## EXERCISE INPUTS
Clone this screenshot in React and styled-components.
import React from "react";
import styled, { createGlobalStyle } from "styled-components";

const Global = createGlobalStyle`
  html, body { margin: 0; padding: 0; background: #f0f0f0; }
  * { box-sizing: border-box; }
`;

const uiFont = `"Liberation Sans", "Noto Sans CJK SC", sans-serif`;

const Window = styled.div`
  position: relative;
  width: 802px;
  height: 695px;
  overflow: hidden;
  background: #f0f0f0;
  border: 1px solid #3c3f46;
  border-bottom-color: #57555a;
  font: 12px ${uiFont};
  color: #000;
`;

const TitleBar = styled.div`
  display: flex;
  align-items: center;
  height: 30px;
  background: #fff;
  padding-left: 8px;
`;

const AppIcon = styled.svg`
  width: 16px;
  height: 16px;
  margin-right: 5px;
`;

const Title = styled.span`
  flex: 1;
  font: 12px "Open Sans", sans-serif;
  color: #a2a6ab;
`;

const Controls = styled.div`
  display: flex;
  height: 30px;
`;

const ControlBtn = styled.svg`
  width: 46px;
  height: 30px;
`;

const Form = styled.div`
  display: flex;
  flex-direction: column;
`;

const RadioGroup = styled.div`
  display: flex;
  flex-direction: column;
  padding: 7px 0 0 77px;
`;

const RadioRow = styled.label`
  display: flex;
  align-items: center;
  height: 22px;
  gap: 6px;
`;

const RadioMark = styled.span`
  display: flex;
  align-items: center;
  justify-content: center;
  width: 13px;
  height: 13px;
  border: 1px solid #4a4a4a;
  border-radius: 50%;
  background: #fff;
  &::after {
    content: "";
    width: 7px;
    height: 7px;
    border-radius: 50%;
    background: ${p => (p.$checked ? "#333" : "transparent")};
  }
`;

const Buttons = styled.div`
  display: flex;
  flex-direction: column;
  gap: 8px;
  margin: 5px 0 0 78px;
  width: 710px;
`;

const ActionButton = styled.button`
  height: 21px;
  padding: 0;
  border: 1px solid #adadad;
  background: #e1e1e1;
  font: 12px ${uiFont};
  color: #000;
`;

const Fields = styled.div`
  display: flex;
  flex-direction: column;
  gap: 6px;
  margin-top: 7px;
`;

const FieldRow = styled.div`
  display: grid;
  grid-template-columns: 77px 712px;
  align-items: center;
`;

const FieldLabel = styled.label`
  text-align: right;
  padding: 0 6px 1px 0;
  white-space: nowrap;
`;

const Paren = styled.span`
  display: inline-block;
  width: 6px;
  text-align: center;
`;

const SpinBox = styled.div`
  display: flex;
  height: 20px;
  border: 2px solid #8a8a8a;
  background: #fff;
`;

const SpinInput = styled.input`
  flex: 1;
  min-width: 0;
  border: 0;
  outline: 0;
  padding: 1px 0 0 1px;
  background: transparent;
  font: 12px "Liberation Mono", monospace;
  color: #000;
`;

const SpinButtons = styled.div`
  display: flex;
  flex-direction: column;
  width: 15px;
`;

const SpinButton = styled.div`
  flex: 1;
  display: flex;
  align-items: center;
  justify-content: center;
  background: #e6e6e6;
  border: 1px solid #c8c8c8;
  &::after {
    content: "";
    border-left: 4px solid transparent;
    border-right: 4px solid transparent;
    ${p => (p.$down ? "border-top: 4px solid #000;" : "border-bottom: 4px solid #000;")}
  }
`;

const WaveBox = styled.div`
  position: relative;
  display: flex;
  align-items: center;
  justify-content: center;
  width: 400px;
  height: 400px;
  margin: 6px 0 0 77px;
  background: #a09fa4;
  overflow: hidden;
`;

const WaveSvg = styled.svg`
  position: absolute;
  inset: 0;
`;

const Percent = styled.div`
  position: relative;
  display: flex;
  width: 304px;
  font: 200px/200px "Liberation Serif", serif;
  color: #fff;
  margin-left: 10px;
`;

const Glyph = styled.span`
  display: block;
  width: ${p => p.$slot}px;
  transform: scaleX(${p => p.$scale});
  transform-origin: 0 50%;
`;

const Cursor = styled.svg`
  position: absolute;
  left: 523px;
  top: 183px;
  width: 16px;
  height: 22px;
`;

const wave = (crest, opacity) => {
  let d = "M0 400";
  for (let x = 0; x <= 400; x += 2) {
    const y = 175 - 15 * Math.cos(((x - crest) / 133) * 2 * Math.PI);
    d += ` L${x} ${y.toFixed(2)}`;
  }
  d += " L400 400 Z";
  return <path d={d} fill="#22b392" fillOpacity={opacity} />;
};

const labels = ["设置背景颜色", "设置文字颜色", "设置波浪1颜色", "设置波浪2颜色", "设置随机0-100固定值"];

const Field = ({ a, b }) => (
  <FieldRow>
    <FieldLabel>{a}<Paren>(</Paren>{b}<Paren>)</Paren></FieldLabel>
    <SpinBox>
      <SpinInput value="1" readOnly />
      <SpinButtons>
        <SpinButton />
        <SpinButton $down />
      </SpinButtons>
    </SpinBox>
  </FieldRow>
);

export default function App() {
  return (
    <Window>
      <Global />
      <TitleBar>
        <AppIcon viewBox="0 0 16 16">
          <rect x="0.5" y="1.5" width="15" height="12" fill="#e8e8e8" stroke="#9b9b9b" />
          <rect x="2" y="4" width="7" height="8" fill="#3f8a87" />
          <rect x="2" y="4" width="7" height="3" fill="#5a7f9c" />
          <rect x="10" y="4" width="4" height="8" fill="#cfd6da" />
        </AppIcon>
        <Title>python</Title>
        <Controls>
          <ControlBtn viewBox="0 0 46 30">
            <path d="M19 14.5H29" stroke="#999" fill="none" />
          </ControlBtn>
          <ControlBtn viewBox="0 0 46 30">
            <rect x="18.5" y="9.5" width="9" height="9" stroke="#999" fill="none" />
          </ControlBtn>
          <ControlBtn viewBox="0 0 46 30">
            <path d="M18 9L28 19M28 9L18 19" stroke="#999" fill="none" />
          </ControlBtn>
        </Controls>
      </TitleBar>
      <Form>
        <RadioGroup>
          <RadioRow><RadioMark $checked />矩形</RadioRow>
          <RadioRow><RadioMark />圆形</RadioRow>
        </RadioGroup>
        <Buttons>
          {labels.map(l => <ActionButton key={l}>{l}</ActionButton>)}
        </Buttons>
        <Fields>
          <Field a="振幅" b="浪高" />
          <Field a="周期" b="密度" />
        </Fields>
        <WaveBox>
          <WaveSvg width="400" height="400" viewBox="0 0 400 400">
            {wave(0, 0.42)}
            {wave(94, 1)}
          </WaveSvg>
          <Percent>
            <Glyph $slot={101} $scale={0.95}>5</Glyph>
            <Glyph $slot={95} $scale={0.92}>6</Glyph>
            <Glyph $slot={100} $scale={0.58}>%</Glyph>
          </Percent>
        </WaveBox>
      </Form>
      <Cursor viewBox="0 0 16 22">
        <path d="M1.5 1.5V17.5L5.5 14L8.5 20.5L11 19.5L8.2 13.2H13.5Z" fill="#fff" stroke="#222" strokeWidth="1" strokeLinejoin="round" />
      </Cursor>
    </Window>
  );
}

* * *

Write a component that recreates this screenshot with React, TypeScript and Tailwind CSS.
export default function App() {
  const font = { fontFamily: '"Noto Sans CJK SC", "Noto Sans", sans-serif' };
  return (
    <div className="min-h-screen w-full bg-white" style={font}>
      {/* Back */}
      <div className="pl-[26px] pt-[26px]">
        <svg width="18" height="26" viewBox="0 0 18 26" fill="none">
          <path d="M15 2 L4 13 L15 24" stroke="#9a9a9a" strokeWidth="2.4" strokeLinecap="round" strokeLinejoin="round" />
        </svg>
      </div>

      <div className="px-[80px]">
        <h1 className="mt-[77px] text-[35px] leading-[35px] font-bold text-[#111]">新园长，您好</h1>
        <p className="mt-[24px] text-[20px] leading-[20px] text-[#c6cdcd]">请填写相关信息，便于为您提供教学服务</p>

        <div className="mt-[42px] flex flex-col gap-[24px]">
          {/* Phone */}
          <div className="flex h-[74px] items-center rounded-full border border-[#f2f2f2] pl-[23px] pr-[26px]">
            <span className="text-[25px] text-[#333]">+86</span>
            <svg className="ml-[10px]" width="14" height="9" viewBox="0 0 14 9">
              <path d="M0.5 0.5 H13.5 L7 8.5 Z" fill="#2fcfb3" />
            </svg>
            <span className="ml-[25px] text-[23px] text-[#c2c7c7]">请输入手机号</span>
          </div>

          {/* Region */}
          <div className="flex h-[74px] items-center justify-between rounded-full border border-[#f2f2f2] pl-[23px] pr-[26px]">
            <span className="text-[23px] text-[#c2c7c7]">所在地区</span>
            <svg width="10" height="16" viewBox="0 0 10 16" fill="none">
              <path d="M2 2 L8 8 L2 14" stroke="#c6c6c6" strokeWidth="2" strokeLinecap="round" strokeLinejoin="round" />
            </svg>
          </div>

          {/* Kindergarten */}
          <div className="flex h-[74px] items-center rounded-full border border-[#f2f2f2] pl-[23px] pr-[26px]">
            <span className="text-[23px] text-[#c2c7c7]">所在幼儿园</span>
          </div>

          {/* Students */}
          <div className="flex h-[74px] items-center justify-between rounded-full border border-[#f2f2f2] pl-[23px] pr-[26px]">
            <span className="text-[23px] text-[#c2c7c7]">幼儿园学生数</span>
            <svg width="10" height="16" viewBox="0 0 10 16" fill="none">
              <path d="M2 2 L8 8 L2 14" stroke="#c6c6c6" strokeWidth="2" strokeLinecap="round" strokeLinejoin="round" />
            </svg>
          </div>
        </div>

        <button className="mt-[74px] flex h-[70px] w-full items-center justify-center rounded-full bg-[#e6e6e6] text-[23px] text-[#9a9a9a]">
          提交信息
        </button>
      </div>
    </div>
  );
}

...

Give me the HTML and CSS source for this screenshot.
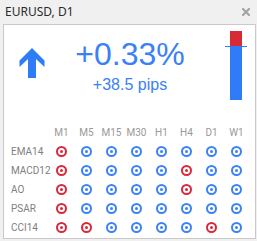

## EXERCISE DIRECTIONS
List all lines above in which the string "components" appears.

## SOLUTION TO THE EXERCISE
Clone this screenshot in React and styled-components.
import styled, { createGlobalStyle } from "styled-components";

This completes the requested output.